映画「白い巨塔」を何年ぶりかで観ました。初めて観たのはずっと昔でしたが、田宮二郎はまるでヤクザ映画の高倉健、つまり巨悪に歯向かう「正義のヤクザ」のようなカッコよさを感じ、しかし結局は破滅していく苦悩に共感したものでした。しかし今回は少し違う感じを受けました。一言でいうと怖いという感じでした。財前五郎(田宮二郎)は、教授選考が進むにつれて、医術について自信にあふれた新進気鋭の助教授から、疑い深く、いじめに対して恨みを抱いているような歪んだ顔になっていきます。以前に観たときは、演技なのだろう、シナリオに応じて役作りをしていただけだろうと思っておりました。今回はそうではなくて、その役になりきってしまったような感じでした。役を演じているのではなく、役にとり憑かれてしまったような感じがしたのです。

 

 どうしてそんなことを思ったかというと、今回の参議院選挙の投票日直前に安倍元総理が銃殺される事件が発生しました。私はその直後から、その関連のニュースをチェックしていました。だんだんと事件の詳細がわかってきて、犯人の映像が出てくるようになったのですが、不思議に思ったのです。安倍元総理が演説している背後に犯人が立っている映像を見ていて思ったのですが、犯人はボーっとした表情なのです。これから人を殺します、といった緊張感とか、安倍元総理への憎しみの感情とが感じられないのです。ただ、選挙の演説というと、観衆は演者の前に立っているのが普通なのに、どうして後ろに、というのが奇妙ではありました。

 

 通常の場合、犯人は観衆にまぎれるので、前から襲いかかるというのが常識です。
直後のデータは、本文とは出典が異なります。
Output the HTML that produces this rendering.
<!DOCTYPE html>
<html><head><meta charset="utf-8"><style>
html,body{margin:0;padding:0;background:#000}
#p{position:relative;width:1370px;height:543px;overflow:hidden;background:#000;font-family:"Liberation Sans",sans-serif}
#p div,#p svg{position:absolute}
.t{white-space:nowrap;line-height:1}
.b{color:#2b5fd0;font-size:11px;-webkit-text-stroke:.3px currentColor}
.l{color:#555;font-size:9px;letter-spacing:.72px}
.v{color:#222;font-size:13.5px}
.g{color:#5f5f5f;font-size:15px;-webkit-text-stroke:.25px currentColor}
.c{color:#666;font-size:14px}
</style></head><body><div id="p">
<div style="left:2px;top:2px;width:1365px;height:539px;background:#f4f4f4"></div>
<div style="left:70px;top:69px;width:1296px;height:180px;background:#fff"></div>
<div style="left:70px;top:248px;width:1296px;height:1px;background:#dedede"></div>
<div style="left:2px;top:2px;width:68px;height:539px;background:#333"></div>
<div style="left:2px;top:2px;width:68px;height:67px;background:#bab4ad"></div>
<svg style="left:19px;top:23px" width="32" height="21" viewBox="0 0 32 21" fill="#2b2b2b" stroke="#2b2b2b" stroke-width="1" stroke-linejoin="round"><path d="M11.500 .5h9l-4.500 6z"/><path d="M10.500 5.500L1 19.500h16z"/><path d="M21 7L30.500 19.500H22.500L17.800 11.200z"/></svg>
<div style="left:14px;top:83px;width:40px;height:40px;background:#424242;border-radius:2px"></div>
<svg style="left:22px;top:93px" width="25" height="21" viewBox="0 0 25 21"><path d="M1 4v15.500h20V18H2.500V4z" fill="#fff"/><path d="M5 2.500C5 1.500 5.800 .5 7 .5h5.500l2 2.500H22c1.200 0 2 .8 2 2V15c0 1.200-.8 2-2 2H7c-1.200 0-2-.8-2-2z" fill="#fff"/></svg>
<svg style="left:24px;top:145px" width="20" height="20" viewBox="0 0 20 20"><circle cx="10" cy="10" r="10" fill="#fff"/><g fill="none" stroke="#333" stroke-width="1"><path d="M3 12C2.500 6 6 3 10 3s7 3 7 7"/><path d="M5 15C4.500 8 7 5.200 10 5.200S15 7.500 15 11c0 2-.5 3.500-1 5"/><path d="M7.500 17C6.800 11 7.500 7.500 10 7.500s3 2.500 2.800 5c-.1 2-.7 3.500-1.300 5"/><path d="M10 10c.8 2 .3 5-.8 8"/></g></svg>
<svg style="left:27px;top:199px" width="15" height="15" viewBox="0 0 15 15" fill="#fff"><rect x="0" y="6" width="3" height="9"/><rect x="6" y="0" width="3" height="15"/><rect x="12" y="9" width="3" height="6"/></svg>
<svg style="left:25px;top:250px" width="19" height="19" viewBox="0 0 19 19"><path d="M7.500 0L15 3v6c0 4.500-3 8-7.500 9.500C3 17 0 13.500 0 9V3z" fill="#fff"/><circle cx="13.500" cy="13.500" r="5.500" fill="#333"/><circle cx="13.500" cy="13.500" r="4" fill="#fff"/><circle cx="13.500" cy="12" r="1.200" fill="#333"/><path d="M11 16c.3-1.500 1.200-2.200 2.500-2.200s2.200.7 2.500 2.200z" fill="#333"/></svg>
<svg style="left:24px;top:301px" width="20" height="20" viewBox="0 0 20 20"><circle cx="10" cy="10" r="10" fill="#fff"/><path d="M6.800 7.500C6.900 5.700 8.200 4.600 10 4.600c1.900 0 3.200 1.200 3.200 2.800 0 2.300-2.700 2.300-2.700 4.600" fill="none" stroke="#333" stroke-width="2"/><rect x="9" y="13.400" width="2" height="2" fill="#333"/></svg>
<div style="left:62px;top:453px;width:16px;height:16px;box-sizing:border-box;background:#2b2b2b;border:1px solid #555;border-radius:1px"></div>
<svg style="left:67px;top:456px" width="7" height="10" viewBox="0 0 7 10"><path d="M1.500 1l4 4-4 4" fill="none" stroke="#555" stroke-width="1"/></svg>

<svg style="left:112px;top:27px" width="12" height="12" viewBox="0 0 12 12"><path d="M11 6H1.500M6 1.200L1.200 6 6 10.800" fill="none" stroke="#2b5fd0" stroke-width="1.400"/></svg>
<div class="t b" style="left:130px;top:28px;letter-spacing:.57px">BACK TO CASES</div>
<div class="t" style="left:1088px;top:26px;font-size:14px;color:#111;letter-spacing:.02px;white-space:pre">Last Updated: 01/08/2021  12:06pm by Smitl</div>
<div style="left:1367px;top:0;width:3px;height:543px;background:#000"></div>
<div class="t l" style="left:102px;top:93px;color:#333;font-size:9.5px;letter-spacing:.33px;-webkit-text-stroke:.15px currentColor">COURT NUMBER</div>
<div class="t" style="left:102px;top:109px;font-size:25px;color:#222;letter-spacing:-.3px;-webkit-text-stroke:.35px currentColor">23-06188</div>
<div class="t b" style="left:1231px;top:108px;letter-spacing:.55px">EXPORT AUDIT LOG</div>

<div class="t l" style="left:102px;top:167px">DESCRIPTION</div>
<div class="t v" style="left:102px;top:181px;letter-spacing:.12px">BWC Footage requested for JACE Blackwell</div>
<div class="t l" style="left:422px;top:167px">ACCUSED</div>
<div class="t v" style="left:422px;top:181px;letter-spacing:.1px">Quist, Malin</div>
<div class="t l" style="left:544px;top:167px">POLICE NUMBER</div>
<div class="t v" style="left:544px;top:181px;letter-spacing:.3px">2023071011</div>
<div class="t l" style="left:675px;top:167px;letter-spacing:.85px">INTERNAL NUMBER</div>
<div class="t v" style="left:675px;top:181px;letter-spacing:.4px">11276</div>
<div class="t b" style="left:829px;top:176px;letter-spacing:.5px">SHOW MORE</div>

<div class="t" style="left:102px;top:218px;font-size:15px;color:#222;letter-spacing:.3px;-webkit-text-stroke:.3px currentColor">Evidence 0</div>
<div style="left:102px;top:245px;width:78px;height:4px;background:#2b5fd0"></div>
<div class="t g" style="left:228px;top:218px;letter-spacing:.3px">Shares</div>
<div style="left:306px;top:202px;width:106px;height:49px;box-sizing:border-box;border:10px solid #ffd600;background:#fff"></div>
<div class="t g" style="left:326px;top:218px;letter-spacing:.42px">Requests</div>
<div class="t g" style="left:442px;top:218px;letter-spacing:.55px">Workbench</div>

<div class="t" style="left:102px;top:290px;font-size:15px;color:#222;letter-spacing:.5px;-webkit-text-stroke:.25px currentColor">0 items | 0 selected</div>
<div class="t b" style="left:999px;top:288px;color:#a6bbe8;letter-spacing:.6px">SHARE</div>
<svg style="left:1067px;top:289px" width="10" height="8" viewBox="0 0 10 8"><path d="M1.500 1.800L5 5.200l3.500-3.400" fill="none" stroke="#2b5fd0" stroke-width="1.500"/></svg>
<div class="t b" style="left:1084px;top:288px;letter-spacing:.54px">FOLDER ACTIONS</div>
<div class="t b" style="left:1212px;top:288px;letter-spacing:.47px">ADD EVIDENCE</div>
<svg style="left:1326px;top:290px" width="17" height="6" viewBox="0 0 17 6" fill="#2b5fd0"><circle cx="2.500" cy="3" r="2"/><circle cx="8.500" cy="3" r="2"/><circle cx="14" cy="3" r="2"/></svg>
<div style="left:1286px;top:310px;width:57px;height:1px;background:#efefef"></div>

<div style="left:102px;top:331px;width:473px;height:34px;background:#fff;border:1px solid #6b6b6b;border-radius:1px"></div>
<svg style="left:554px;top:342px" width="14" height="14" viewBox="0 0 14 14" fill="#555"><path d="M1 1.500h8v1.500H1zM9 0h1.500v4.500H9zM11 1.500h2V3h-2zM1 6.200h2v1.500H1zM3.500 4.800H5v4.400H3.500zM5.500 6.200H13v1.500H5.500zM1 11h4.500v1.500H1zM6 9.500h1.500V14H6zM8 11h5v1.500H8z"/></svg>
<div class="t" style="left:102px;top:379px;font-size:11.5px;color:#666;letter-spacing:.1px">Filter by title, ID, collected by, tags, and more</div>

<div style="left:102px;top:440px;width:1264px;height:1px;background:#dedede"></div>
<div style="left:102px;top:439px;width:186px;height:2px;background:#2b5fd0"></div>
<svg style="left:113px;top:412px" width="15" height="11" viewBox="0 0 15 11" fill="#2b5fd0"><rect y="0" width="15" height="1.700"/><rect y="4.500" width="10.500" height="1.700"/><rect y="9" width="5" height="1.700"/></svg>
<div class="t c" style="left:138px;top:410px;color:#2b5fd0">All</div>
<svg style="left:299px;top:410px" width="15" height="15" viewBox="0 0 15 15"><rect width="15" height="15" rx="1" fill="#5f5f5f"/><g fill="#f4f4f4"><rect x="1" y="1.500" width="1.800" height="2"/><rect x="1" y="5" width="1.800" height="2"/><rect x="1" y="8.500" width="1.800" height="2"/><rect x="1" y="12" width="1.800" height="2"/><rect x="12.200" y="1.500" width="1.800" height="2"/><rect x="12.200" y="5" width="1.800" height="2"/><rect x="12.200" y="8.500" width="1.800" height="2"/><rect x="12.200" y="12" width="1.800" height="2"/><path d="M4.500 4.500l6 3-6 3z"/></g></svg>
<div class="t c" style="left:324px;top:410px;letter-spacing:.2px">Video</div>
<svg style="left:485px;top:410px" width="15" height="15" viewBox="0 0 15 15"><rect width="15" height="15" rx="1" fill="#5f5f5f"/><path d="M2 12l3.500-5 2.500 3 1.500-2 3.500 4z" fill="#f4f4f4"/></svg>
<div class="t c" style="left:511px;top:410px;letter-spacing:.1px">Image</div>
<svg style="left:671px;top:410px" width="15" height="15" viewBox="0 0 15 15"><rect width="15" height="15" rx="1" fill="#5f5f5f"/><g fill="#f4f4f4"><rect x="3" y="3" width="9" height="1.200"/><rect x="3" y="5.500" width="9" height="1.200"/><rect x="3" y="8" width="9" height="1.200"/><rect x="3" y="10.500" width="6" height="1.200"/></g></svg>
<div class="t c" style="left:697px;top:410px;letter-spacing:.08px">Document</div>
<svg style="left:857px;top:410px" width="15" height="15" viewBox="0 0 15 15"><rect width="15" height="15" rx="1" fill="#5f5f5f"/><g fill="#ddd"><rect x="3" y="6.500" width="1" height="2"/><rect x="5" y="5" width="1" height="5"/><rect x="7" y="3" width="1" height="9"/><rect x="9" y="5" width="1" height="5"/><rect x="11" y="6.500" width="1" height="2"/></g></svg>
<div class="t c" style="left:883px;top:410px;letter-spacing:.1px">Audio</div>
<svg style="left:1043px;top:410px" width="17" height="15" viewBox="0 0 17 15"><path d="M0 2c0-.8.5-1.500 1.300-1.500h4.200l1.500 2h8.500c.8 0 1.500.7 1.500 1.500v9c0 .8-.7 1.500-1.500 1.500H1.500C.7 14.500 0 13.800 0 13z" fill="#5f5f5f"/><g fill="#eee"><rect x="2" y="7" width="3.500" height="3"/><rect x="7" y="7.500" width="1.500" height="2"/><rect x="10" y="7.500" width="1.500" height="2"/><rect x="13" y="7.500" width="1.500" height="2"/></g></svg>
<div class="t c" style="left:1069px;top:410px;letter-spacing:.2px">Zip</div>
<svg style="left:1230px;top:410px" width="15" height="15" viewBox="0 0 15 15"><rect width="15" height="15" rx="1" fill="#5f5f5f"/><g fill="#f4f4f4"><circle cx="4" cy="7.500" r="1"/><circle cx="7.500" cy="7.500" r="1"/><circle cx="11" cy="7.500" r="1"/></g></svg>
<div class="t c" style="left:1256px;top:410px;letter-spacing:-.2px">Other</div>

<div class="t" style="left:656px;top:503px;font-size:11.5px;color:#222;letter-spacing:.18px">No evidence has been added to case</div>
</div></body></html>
警備を担当していた奈良県警やSPも全員が前を向いて立っています。どうして犯人が後ろから接近していることに気づかなかったのかとマスコミに叩かれておりますが、警察だって人の子ですから、だれも襲われるとは思ってもいないし、まして後ろから襲って来るとも思っていなかった。犯人もボケーっとした顔で立っていたし、警備員もそれ以上にボケーっと立っていたのでしょう。警備員もボケーっとしていたとどうしてわかるかというと、一発目の銃声がして、弾が外れてしまい、それから3秒弱後に撃たれた銃弾が致命傷になるのですが、その間、警備が無反応だったからです。前から襲ってくると思っているのですから、至近距離の後ろから銃声がしても、やっぱり前にいるはずの犯人を探すでしょう。犯人が前に立っていたら、即座に防御動作に移れたでしょうが、前には犯人がいなかった。キョロキョロ探してしまいます。これが警備の「三秒ポケー」の理由なのではないでしょうか。これぐらいは奈良県警だってわかっているはずですから、これから真相が明らかになるか、隠されるかわかりませんが、おそらく総懺悔してうやむやにされるのかな。

 

 今回の事件の極めて重要な特徴は、犯人が無表情だったということです。コロナの最中の選挙演説なので、怪しいやつはみんなマスクをつけますから、警備は大変だったはずです。これからの警備は犯人の表情だけから怪しいものを見つけるという幼稚なやりかたではもう無理だということでしょう。ボーっと立っているようなのに、目だけがキョロキョロしているとかを検知する精密監視とか、そもそも観衆なににどうして後ろに立ってるのとか、選挙演説だと高齢者が動員されて来ているはずなのに、どうして若者がボーっと立ってるの、ということに気づく知能監視とかが必要となります。

 

 余談が長くなってしまいましたが、映画「白い巨塔」の田宮二郎の場合は、心が顔の表情に露骨に出ておったなと、映画を見ていて感じたのです。映画の後、クレオールで感想会をしていたとき、田宮二郎はテレビ・ドラマ「白い巨塔」の最終回放送直前に自殺したんだよね、と話題になりました。確かにそんな事件がありました。映画は原作小説「白い巨塔」の前半だけでしたが、テレビでは後半もドラマ化されております。前半は「白い巨塔」に昇ったというものですが、後半はその「白い巨塔」から転がり落ちていくというストーリーでした。そんな役が俳優に憑依したらどうなるのでしょう。やっぱり死ななければならなくなったのでしょうか。自殺の真相はわかりませんけれども、長い下積みの俳優があるときに脚光を浴び、役者として虚飾の成功と実業の成功との区別がつかなくなり、実業に手を出して失敗し、歯車の回転がどんどん狂っていったのでしょう。ある映画で、猟銃を使って自殺するというシーンがあり、田宮二郎は俺ならもっとうまくやれると豪語していたらしい。きっと役者の「田宮二郎」が自殺の演技をしただけだったような気がします。